> Stated task
Find each line with the string "React" and report it.

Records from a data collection
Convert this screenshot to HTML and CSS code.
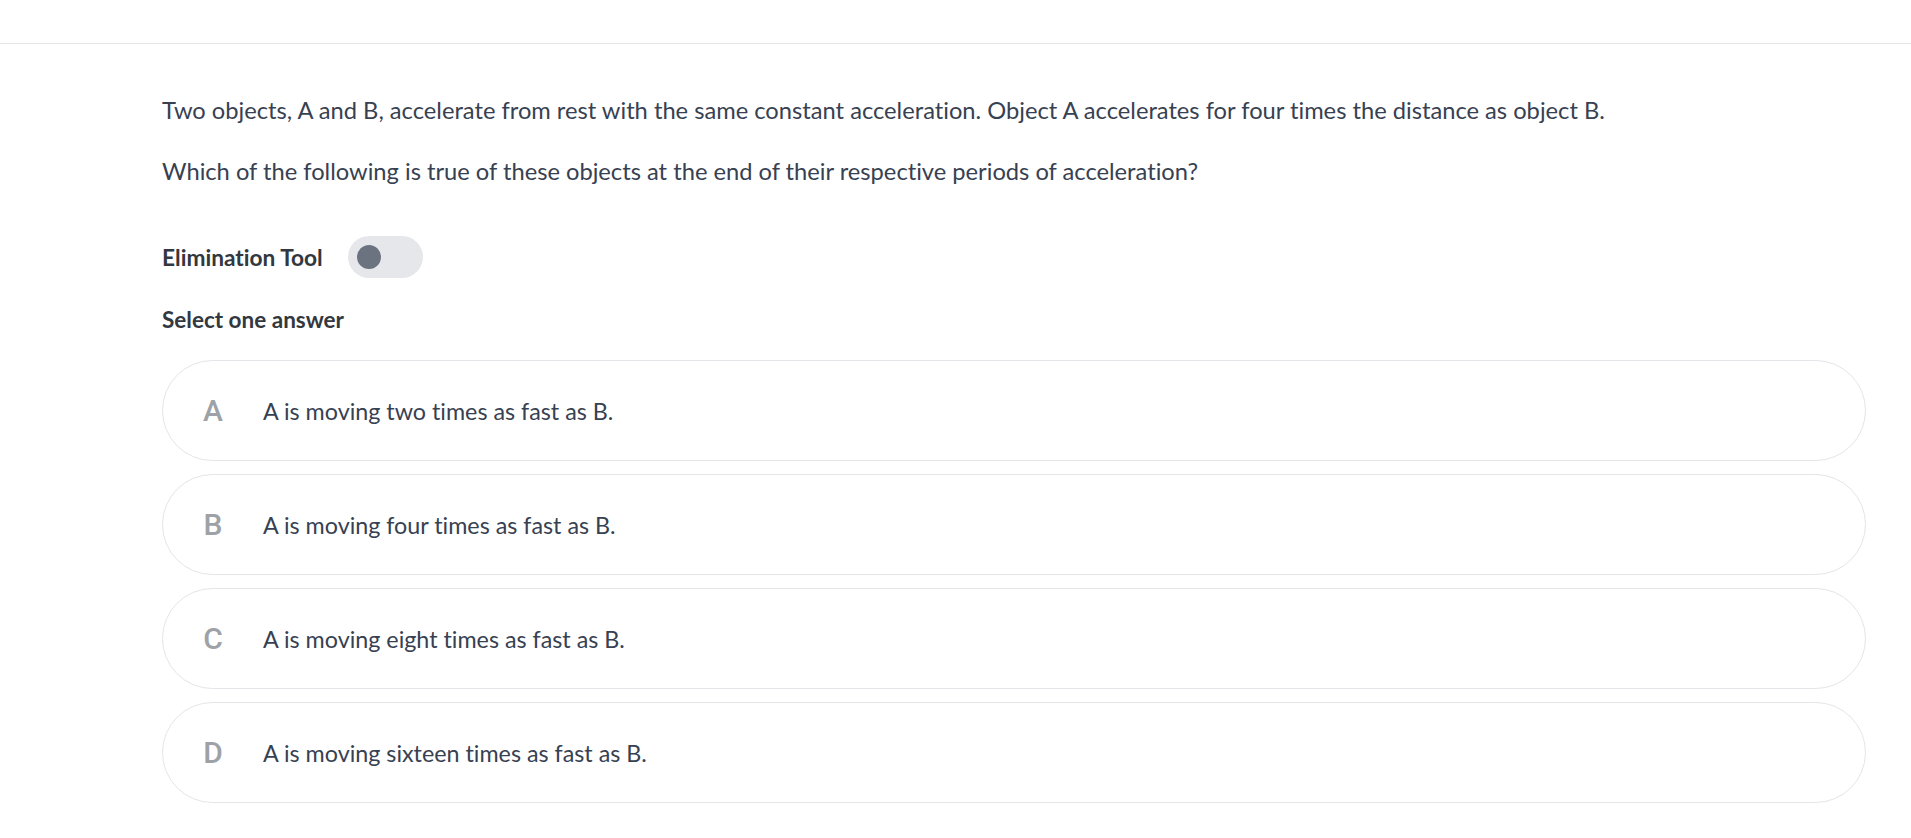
FILE: index.html
```html
<!DOCTYPE html>
<html lang="en">
<head>
<meta charset="utf-8">
<title>Question</title>
<link rel="stylesheet" href="styles.css">
</head>
<body>
<header class="topbar"></header>
<main class="content">
  <p class="stem">Two objects, A and B, accelerate from rest with the same constant acceleration. Object A accelerates for four times the distance as object B.</p>
  <p class="stem stem-q">Which of the following is true of these objects at the end of their respective periods of acceleration?</p>
  <div class="tool-row">
    <span class="tool-label">Elimination Tool</span>
    <span class="toggle"><span class="knob"></span></span>
  </div>
  <div class="select-label">Select one answer</div>
  <div class="options">
    <div class="option"><span class="letter">A</span><span class="opt-text">A is moving two times as fast as B.</span></div>
    <div class="option"><span class="letter">B</span><span class="opt-text">A is moving four times as fast as B.</span></div>
    <div class="option"><span class="letter">C</span><span class="opt-text">A is moving eight times as fast as B.</span></div>
    <div class="option"><span class="letter">D</span><span class="opt-text">A is moving sixteen times as fast as B.</span></div>
  </div>
</main>
</body>
</html>
```
FILE: styles.css
```css
* { box-sizing: border-box; }
html, body { margin: 0; padding: 0; background: #ffffff; }
body {
  font-family: Lato, "Open Sans", sans-serif;
  color: #374151;
  font-variant-ligatures: none;
  font-feature-settings: "liga" 0, "clig" 0;
}
.topbar {
  height: 44px;
  border-bottom: 1px solid #e5e7eb;
}
.content {
  padding: 0 45px 0 162px;
}
.stem {
  margin: 0;
  font-size: 23.7px;
  line-height: 30px;
}
.stem:first-child { padding-top: 51px; }
.stem-q { margin-top: 31px; }
.tool-row {
  display: flex;
  align-items: center;
  margin-top: 50px;
  height: 42px;
}
.tool-label {
  font-size: 22.7px;
  font-weight: 700;
  color: #333840;
}
.toggle {
  margin-left: 25px;
  width: 75px;
  height: 42px;
  border-radius: 21px;
  background: #e5e7eb;
  display: flex;
  align-items: center;
  padding-left: 9px;
}
.knob {
  width: 24px;
  height: 24px;
  border-radius: 50%;
  background: #6b7280;
}
.select-label {
  margin-top: 28px;
  font-size: 22.5px;
  font-weight: 700;
  color: #333840;
  line-height: 28px;
}
.options {
  margin-top: 26px;
  display: flex;
  flex-direction: column;
  gap: 13px;
}
.option {
  height: 101px;
  border: 1px solid #e3e5e8;
  border-radius: 51px;
  display: flex;
  align-items: center;
}
.letter {
  width: 100px;
  text-align: center;
  font-family: Roboto, "Liberation Sans", sans-serif;
  font-size: 30px;
  font-weight: 500;
  color: #9ea2a7;
}
.opt-text {
  font-size: 23.3px;
}
```
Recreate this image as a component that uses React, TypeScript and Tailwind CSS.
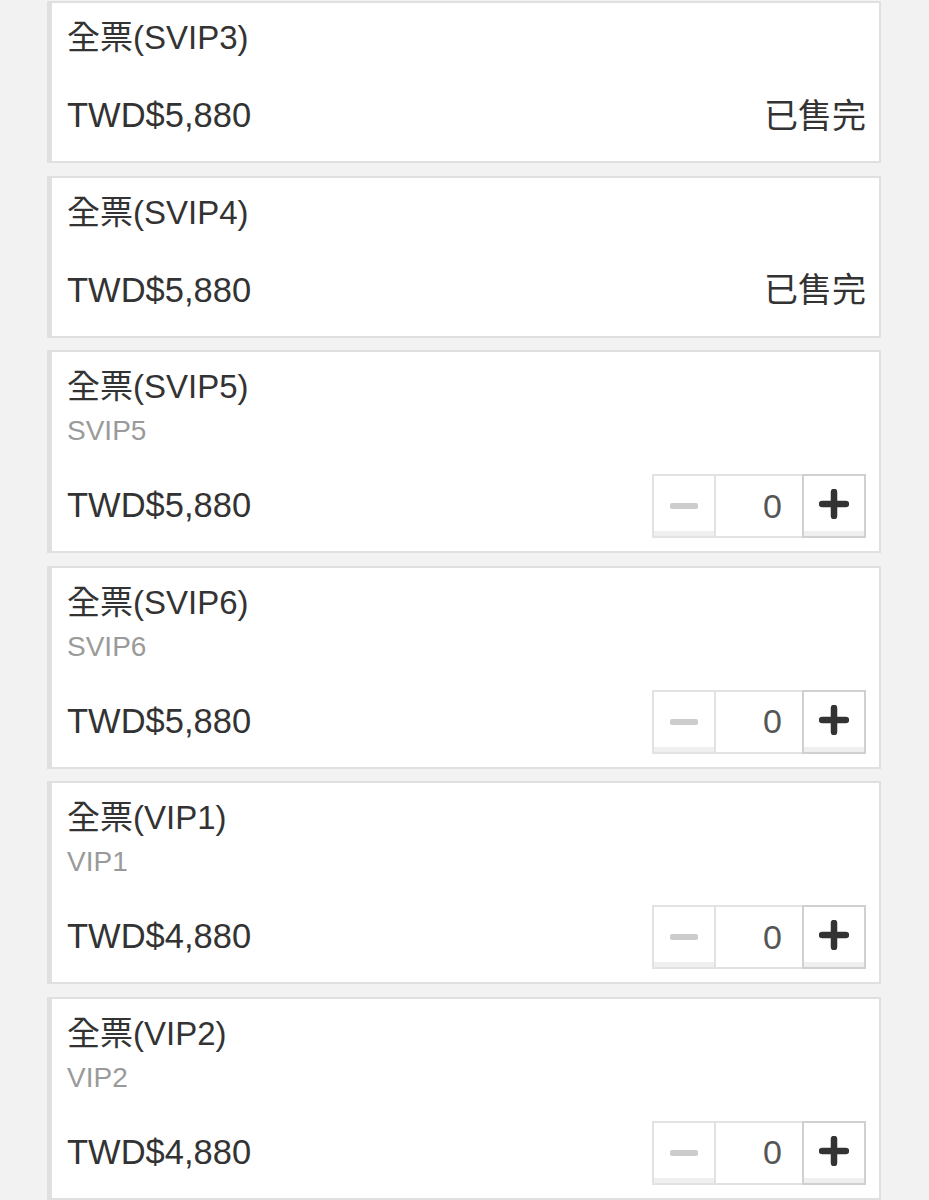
import React from 'react';

type Ticket = {
    name: string;
    sub?: string;
    price: string;
    soldOut?: boolean;
};

const tickets: Ticket[] = [
    { name: '全票(SVIP3)', price: 'TWD$5,880', soldOut: true },
    { name: '全票(SVIP4)', price: 'TWD$5,880', soldOut: true },
    { name: '全票(SVIP5)', sub: 'SVIP5', price: 'TWD$5,880' },
    { name: '全票(SVIP6)', sub: 'SVIP6', price: 'TWD$5,880' },
    { name: '全票(VIP1)', sub: 'VIP1', price: 'TWD$4,880' },
    { name: '全票(VIP2)', sub: 'VIP2', price: 'TWD$4,880' },
];

const Stepper: React.FC = () => {
    return (
        <div className="flex h-[64px] w-[214px]">
            <button className="relative flex h-full w-[64px] items-center justify-center border-2 border-[#e2e2e2] bg-white">
                <span className="block h-[6px] w-[28px] rounded-[2px] bg-[#cccccc]" />
                <span className="absolute bottom-0 left-0 right-0 h-[5px] bg-[#efefef]" />
            </button>
            <div className="flex h-full w-[86px] items-center justify-end border-y-2 border-[#e2e2e2] bg-white pr-[20px] text-[34px] text-[#555555]">
                0
            </div>
            <button className="relative flex h-full w-[64px] items-center justify-center border-2 border-[#d0d0d0] bg-white">
                <svg width="30" height="30" viewBox="0 0 30 30" className="relative -top-[2px]">
                    <path d="M15 3v24M3 15h24" stroke="#333333" strokeWidth="6.5" strokeLinecap="round" />
                </svg>
                <span className="absolute bottom-0 left-0 right-0 h-[5px] bg-[#efefef]" />
            </button>
        </div>
    );
};

const TicketCard: React.FC<{ t: Ticket }> = ({ t }) => {
    return (
        <div className="border-2 border-l-[5px] border-[#e0e0e0] bg-white pl-[15px] pr-[13px] pt-[15px] pb-[13px]">
            <div className="h-[40px] text-[33px] leading-[40px] text-[#333333]">{t.name}</div>
            {t.sub && (
                <div className="mt-[7px] h-[34px] text-[28px] leading-[34px] text-[#9a9a9a]">{t.sub}</div>
            )}
            <div className="mt-[26px] flex h-[64px] items-center justify-between">
                <span className="text-[34.5px] text-[#333333]">{t.price}</span>
                {t.soldOut ? (
                    <span className="text-[34px] text-[#333333]">已售完</span>
                ) : (
                    <Stepper />
                )}
            </div>
        </div>
    );
};

const App: React.FC = () => {
    return (
        <div
            className="min-h-[1200px] bg-[#f2f2f2] pl-[47px] pr-[48px] pt-[1px]"
            style={{ fontFamily: '"Liberation Sans", Arial, "Noto Sans CJK TC", sans-serif' }}
        >
            <div className="flex flex-col gap-[12.5px]">
                {tickets.map((t) => (
                    <TicketCard key={t.name} t={t} />
                ))}
            </div>
        </div>
    );
};

export default App;
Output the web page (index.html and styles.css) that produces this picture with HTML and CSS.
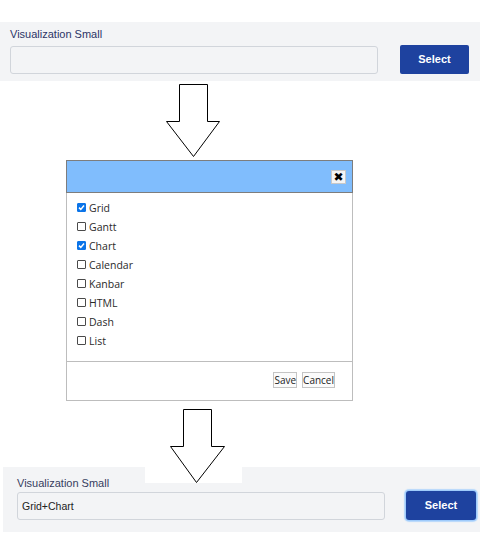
FILE: index.html
```html
<!DOCTYPE html>
<html>
<head>
<meta charset="utf-8">
<link rel="stylesheet" href="styles.css">
</head>
<body>
<div class="page">
  <section class="panel panel-top">
    <div class="field-label">Visualization Small</div>
    <div class="field-row">
      <input class="field-input" type="text" value="">
      <button class="select-btn">Select</button>
    </div>
  </section>

  <div class="arrow arrow-one">
    <svg width="60" height="79" viewBox="0 0 60 79">
      <polygon points="16.5,3.5 44.5,3.5 44.5,40.5 56.5,40.5 30.5,75.5 3.5,40.5 16.5,40.5" fill="#fff" stroke="#000" stroke-width="1"/>
    </svg>
  </div>

  <div class="dialog">
    <div class="dialog-head">
      <span class="close-btn">✖</span>
    </div>
    <ul class="options">
      <li><span class="box checked"><svg width="9" height="9" viewBox="0 0 9 9"><path d="M2 4.6 L3.8 6.4 L7 2.6" fill="none" stroke="#fff" stroke-width="1.5"/></svg></span>Grid</li>
      <li><span class="box"></span>Gantt</li>
      <li><span class="box checked"><svg width="9" height="9" viewBox="0 0 9 9"><path d="M2 4.6 L3.8 6.4 L7 2.6" fill="none" stroke="#fff" stroke-width="1.5"/></svg></span>Chart</li>
      <li><span class="box"></span>Calendar</li>
      <li><span class="box"></span>Kanbar</li>
      <li><span class="box"></span>HTML</li>
      <li><span class="box"></span>Dash</li>
      <li><span class="box"></span>List</li>
    </ul>
    <div class="dialog-foot">
      <button class="plain-btn">Save</button>
      <button class="plain-btn">Cancel</button>
    </div>
  </div>

  <div class="arrow arrow-two">
    <svg width="97" height="82" viewBox="0 0 97 82">
      <polygon points="38.5,8.5 66.5,8.5 66.5,45.5 79.5,45.5 51.5,81.5 25.5,45.5 38.5,45.5" fill="#fff" stroke="#000" stroke-width="1"/>
    </svg>
  </div>

  <section class="panel panel-bottom">
    <div class="field-label">Visualization Small</div>
    <div class="field-row">
      <input class="field-input" type="text" value="Grid+Chart">
      <button class="select-btn focused">Select</button>
    </div>
  </section>
</div>
</body>
</html>
```

FILE: styles.css
```css
html, body {
  margin: 0;
  padding: 0;
  background: #ffffff;
}

.page {
  width: 489px;
  height: 547px;
  padding-top: 22px;
  box-sizing: border-box;
  font-family: "Liberation Sans", Arial, sans-serif;
}

.panel {
  background: #f3f4f6;
  display: flex;
  flex-direction: column;
}

.panel-top {
  width: 480px;
  box-sizing: border-box;
  height: 59px;
  padding: 6px 11px 0 10px;
}

.panel-bottom {
  position: relative;
  z-index: 0;
  margin-left: 3px;
  width: 477px;
  box-sizing: border-box;
  height: 65px;
  margin-top: -16px;
  padding: 10px 4px 0 14px;
}

.field-label {
  font-size: 11px;
  line-height: 13px;
  color: #2c3566;
  margin-bottom: 4px;
}

.panel-bottom .field-label {
  color: #363d5e;
  margin-bottom: 1px;
}

.field-row {
  display: flex;
  align-items: center;
  justify-content: space-between;
  height: 29px;
}

.field-input {
  width: 368px;
  height: 28px;
  box-sizing: border-box;
  border: 1px solid #d1d5db;
  border-radius: 3px;
  background: #f3f4f6;
  padding: 0 4px;
  margin: 0;
  font-family: "Liberation Sans", Arial, sans-serif;
  font-size: 10.5px;
  color: #222;
  outline: none;
}

.select-btn {
  width: 69px;
  height: 29px;
  border: none;
  border-radius: 2px;
  background: #1e429f;
  color: #ffffff;
  font-family: "Liberation Sans", Arial, sans-serif;
  font-weight: bold;
  font-size: 11px;
  margin: 0;
  padding: 0 0 1px 0;
}

.select-btn.focused {
  width: 70px;
  border-radius: 3px;
  box-shadow: 0 0 0 1px #9fcbfb, 0 0 1px 2px #b6d8fc;
}

.arrow svg {
  display: block;
}

.arrow-one {
  height: 79px;
  margin-left: 163px;
  width: 60px;
}

.arrow-two {
  position: relative;
  z-index: 1;
  margin-left: 145px;
  width: 97px;
  height: 82px;
  background: #ffffff;
}

.dialog {
  margin-left: 66px;
  width: 287px;
  height: 241px;
  box-sizing: border-box;
  border: 1px solid #bdbdbd;
  border-top: none;
  background: #ffffff;
  display: flex;
  flex-direction: column;
  font-family: "Open Sans", "Segoe UI", sans-serif;
}

.dialog-head {
  height: 33px;
  box-sizing: border-box;
  margin: 0 -1px;
  background: #80bdfd;
  border: 1px solid #7d7d7d;
  display: flex;
  align-items: center;
  justify-content: flex-end;
  padding: 1px 6px 0 0;
}

.close-btn {
  width: 15px;
  height: 14px;
  box-sizing: border-box;
  background: #f4f4f4;
  border: 1px solid #c8c8c8;
  display: flex;
  align-items: center;
  justify-content: center;
  font-size: 12px;
  font-weight: bold;
  color: #000;
  font-family: "DejaVu Sans", sans-serif;
  line-height: 1;
}

.options {
  list-style: none;
  margin: 0;
  padding: 5px 0 0 10px;
  height: 169px;
  box-sizing: border-box;
  border-bottom: 1px solid #bdbdbd;
}

.options li {
  height: 19px;
  display: flex;
  align-items: center;
  font-size: 10.5px;
  color: #2a2a2a;
}

.box {
  width: 9px;
  height: 9px;
  box-sizing: border-box;
  border: 1px solid #4a4a4a;
  border-radius: 1px;
  background: #fff;
  margin-right: 3px;
  display: flex;
}

.box.checked {
  background: #0b74e8;
  border-color: #0b74e8;
}

.box svg {
  display: block;
  margin: -1px;
}

.dialog-foot {
  flex: 1;
  display: flex;
  justify-content: flex-end;
  align-items: flex-start;
  gap: 5px;
  padding: 10px 17px 0 0;
}

.plain-btn {
  height: 16px;
  box-sizing: border-box;
  border: 1px solid #c4c4c4;
  background: #fbfbfb;
  padding: 0;
  margin: 0;
  font-family: "Open Sans", "Segoe UI", sans-serif;
  font-size: 10px;
  line-height: 13px;
  color: #222;
}
```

> Solved exercise
Recreate this image as a component that uses React, TypeScript and Tailwind CSS.
import React from 'react';
const Stepper: React.FC = () => {
const TicketCard: React.FC<{ t: Ticket }> = ({ t }) => {
const App: React.FC = () => {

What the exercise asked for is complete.